Arctic Deeply recently spoke to Jannok about the cultural and political influences that underpin her music.

Arctic Deeply: What was it like to grow up between the Swedish and Saami cultures in the North?

Sofia Jannok: I have grown up with reindeer husbandry. Having that upbringing created a strong foundation for my worldview, and I find it very useful in my life as an adult. I know who I am and where I come from, and I’m absolutely positive that I have rights to be this woman that I was born to be. I know that I have Indigenous rights, and that’s thanks to my mom and dad, not to any conventions of the U.N. or the constitutions of Swedish law.

The hard part to being Saami is it’s completely invisible once you step into the Swedish culture. It’s like, “Do you even exist?” It’s on those terms, that level of ignorance and invisibility. That has been, and still is, very challenging, especially living in a society that is considered the most democratic in the world.

Arctic Deeply: What role can music and other arts play in decolonization?

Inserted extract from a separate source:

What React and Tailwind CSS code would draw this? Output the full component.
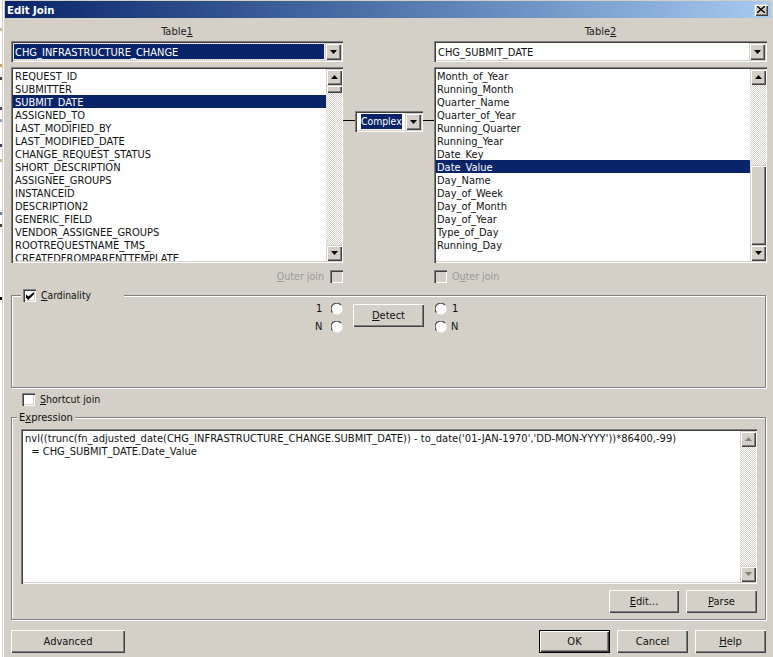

Jannok: It has a huge role to play since music is borderless. Music is kind of free, at least in our part of the world. You can break any limits you want to and it isn’t censored. But our history is censored. The history of the Saami people is covered very little, with one page at the most, in the Swedish school system, rarely with accurate information. The colonial history of Sweden, with the oppression and violence toward the Saami, is not covered at all in the Swedish school system. But I can put it in a song and tell the truth through arts. And I think that is a more efficient way, and actually truer too, because the politicians and people in power are always describing our society with a hidden agenda. I think it’s a better truth to listen to what people say. The truth lies within everyone’s stories and each story of a human being is the truth. It is important we get all kinds of truth – a diverse landscape of truth telling.

Arctic Deeply: Why do you choose to sing some of your songs in English and Swedish in addition to Saami?

Jannok: When I started writing in English and Swedish it was not conscious. I just started because in my head I turned to people in power. When I write in Saami I write in a way that the listener understands. In Saami I don’t have to say, “This is our land,” “We are still here,” because to the Saami, that is obvious. It’s like saying the planet Earth is round – you don’t have to mention it. But when I write in Swedish and English I have to write the most basic stuff. By the reactions of listeners, politicians and journalists, I realized how necessary it was that we actually use words so that people understand how really important it is.

It’s important, I think, to not only use language, but also symbols. In the video of “This Is My Land,” I climb a mountaintop and put down the Saami flag to claim the land. That is not something that my people have ever done. My people didn’t see that a piece of fabric gives us a right to be on this land. If that was the case, we would have done it as soon as the Ice Age was over. But we didn’t because nobody owns the land. The land owns itself and we are just here. In the video, though, I wanted to use symbols that the Western world has used to claim the land and to put themselves over other people. I used symbols that would be understandable to the people who I wanted to understand the video.

Arctic Deeply: What upcoming things are you working on?

Jannok: This fall I have some more touring to do in China but then I think I’ll take a few months off to start contemplating new music. I have so much to think about from visiting a lot of Indigenous communities in the past couple of years – I will be able to reflect on that to see if there is any music to be written. We’ll see.